• [EXERCISE REQUIREMENTS] Scan the material that follows. Copy every line containing the word "this".

+===+

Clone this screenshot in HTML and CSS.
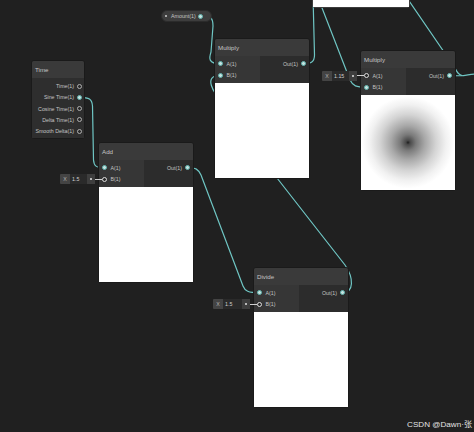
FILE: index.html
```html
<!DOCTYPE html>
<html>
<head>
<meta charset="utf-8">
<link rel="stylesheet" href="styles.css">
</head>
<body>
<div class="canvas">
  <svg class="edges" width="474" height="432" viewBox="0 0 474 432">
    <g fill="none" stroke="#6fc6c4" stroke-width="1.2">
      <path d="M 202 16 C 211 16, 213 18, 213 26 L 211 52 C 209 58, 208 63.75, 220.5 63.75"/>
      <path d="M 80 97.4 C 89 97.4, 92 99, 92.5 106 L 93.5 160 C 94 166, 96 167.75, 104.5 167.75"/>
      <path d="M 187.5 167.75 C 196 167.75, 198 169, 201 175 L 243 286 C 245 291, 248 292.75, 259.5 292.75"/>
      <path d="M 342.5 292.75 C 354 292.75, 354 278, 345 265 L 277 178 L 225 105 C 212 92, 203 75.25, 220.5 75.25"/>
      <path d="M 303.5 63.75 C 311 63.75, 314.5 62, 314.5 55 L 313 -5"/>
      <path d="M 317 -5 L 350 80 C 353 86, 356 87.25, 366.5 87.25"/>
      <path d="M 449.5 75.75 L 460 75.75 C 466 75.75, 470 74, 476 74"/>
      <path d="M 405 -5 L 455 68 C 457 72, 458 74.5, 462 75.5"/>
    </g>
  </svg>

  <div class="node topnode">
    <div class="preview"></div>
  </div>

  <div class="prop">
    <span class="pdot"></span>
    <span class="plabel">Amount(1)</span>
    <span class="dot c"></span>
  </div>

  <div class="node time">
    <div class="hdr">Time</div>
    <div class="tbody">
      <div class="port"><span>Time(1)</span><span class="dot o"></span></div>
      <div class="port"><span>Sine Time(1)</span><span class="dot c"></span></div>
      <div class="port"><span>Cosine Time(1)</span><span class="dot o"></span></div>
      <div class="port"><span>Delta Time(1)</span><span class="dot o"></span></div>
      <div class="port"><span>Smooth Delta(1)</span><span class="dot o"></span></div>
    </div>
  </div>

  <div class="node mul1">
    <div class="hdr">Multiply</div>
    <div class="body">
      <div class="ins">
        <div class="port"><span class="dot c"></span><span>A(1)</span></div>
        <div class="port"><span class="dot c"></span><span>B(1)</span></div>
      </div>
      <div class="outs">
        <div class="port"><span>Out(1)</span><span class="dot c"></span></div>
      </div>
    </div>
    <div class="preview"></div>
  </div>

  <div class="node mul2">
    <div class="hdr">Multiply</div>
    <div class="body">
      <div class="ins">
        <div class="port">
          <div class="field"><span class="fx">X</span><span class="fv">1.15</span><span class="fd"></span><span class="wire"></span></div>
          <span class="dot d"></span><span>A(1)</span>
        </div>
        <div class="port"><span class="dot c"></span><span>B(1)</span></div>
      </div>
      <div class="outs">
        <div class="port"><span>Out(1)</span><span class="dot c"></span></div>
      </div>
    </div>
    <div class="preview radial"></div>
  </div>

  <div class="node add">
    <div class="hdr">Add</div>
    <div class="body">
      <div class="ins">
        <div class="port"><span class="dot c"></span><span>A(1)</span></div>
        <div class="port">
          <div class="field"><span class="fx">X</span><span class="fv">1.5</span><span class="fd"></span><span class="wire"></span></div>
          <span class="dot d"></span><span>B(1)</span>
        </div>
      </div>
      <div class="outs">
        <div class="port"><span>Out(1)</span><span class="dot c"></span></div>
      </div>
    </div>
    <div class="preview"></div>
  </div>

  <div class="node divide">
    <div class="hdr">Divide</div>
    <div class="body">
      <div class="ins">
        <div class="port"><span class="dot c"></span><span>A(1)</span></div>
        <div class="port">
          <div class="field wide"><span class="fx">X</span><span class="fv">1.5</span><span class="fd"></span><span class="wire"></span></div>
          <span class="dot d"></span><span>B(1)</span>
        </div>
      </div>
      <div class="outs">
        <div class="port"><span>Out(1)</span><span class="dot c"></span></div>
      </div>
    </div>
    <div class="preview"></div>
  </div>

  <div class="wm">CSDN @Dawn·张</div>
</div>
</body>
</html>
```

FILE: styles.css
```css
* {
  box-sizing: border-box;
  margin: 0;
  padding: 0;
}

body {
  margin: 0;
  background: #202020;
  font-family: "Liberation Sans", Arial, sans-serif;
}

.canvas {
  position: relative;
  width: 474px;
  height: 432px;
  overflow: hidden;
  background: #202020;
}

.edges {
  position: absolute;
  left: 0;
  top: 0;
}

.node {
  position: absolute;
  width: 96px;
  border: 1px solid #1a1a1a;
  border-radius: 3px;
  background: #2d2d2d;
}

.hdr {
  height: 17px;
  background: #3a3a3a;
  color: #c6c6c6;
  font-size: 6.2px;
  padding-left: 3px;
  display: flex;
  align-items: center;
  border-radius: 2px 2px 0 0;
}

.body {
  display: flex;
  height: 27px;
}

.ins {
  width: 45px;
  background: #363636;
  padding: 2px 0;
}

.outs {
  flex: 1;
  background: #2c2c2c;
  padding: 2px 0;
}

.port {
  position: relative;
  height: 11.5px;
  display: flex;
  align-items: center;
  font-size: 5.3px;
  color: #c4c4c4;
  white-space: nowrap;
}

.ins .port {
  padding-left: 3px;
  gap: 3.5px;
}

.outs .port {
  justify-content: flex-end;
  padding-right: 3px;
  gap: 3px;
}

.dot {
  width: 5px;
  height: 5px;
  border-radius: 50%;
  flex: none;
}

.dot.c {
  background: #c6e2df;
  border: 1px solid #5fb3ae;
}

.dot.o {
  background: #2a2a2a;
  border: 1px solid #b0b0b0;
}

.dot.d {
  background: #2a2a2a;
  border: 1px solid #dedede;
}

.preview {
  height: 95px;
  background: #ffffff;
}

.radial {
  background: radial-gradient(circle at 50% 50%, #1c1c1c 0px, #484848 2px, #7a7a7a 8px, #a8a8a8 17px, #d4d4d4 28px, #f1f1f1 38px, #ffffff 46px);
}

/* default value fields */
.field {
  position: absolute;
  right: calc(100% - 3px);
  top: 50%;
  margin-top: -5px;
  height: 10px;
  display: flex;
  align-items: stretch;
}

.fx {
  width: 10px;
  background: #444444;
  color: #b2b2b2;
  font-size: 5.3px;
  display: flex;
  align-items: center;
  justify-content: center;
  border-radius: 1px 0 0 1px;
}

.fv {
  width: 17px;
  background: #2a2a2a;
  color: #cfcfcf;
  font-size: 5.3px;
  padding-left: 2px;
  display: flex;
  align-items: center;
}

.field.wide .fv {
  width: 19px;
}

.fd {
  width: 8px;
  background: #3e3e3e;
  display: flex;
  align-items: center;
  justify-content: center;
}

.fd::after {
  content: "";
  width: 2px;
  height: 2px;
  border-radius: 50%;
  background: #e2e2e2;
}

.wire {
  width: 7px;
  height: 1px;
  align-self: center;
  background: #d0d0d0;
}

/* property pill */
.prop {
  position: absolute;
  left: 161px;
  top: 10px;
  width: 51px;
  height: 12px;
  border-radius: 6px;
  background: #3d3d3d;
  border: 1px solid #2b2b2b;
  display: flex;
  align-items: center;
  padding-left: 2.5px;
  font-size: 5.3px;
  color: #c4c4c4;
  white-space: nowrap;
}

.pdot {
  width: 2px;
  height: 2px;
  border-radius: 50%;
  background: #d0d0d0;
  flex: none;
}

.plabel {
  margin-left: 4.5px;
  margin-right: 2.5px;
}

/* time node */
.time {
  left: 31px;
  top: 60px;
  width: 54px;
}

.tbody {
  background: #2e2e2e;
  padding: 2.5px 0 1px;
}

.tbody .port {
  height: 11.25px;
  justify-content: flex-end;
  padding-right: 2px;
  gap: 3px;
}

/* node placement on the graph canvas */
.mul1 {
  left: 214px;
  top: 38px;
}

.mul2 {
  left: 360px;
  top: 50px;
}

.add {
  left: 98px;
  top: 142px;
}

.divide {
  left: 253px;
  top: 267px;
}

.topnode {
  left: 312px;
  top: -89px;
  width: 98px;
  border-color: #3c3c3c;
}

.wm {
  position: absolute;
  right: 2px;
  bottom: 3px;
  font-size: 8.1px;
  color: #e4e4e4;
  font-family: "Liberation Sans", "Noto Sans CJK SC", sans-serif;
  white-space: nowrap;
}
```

+===+

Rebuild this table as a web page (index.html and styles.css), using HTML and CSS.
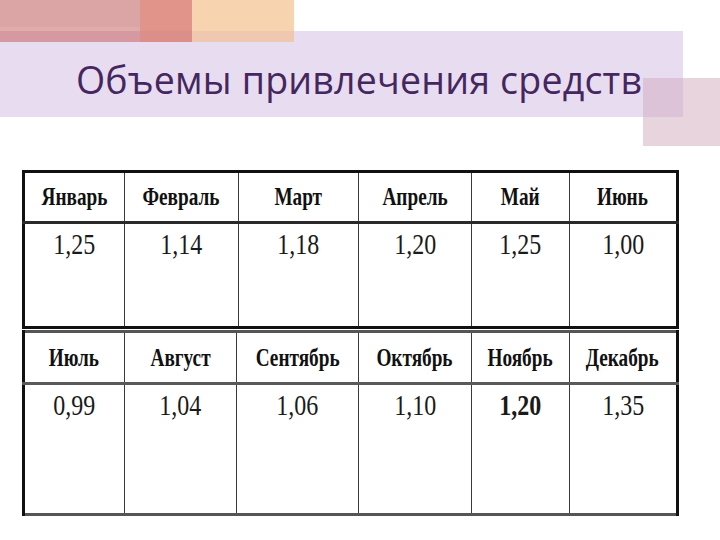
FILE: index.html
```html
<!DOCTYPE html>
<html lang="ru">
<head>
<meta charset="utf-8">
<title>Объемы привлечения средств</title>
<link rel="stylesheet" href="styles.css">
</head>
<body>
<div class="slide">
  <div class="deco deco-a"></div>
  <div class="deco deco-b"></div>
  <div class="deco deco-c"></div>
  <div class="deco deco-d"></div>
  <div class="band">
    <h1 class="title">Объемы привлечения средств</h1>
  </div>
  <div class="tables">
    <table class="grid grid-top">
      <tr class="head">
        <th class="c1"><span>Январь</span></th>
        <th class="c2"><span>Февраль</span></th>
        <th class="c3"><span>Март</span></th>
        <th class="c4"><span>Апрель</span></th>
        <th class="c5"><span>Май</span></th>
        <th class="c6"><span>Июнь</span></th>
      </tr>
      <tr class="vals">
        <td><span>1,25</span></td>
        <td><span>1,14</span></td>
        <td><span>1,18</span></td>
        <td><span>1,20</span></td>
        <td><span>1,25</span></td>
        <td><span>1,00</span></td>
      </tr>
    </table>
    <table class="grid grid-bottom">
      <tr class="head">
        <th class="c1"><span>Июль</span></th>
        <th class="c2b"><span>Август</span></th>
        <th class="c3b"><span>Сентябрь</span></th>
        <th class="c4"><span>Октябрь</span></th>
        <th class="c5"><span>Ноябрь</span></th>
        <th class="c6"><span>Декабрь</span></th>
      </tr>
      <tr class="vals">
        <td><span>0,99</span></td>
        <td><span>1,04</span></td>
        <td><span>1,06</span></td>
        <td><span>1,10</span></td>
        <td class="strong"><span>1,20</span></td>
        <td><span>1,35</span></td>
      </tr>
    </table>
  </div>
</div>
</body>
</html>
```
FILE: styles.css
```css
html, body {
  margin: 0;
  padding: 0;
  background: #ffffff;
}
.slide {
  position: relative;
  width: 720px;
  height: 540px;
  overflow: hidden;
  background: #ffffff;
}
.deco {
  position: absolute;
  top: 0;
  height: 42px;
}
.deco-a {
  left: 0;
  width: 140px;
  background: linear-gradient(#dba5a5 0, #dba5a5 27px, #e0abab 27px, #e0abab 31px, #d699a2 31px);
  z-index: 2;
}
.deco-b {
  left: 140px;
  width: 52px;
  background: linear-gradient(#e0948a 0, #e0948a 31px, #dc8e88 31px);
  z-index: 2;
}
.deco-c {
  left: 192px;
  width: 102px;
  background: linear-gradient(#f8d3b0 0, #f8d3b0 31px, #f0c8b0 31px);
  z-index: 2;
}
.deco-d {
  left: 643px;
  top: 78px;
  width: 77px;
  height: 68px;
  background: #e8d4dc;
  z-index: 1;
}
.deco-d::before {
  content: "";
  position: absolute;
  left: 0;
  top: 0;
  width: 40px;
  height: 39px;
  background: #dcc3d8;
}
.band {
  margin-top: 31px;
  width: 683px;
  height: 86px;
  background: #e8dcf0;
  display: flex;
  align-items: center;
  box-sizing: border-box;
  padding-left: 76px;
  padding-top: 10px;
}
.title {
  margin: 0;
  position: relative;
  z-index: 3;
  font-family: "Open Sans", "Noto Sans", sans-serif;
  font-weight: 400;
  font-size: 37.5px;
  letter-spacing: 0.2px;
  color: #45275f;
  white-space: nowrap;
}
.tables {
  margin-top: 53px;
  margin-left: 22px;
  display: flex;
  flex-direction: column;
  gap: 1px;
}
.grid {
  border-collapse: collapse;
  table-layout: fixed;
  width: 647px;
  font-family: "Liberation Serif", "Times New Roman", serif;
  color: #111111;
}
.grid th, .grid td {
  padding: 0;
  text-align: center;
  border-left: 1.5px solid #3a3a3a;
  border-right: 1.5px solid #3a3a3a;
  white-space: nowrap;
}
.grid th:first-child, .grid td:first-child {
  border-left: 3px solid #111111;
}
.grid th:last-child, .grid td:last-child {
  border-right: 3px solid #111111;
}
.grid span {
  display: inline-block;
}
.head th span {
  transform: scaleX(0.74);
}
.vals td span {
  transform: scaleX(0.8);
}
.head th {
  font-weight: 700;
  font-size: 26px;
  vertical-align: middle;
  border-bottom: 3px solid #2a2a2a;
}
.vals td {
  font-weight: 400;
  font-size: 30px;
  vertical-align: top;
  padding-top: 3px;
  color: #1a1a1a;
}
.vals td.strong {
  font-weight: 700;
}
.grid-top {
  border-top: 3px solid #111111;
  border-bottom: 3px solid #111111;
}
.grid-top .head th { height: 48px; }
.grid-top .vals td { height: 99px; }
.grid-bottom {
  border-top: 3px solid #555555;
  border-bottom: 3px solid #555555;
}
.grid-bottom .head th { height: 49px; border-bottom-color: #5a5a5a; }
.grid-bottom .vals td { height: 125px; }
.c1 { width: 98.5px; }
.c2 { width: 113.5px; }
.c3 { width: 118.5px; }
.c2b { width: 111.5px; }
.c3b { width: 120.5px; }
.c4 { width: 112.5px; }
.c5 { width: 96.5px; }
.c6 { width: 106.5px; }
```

+===+

• [FINAL RESULT]
Clone this screenshot in HTML and CSS.
Rebuild this table as a web page (index.html and styles.css), using HTML and CSS.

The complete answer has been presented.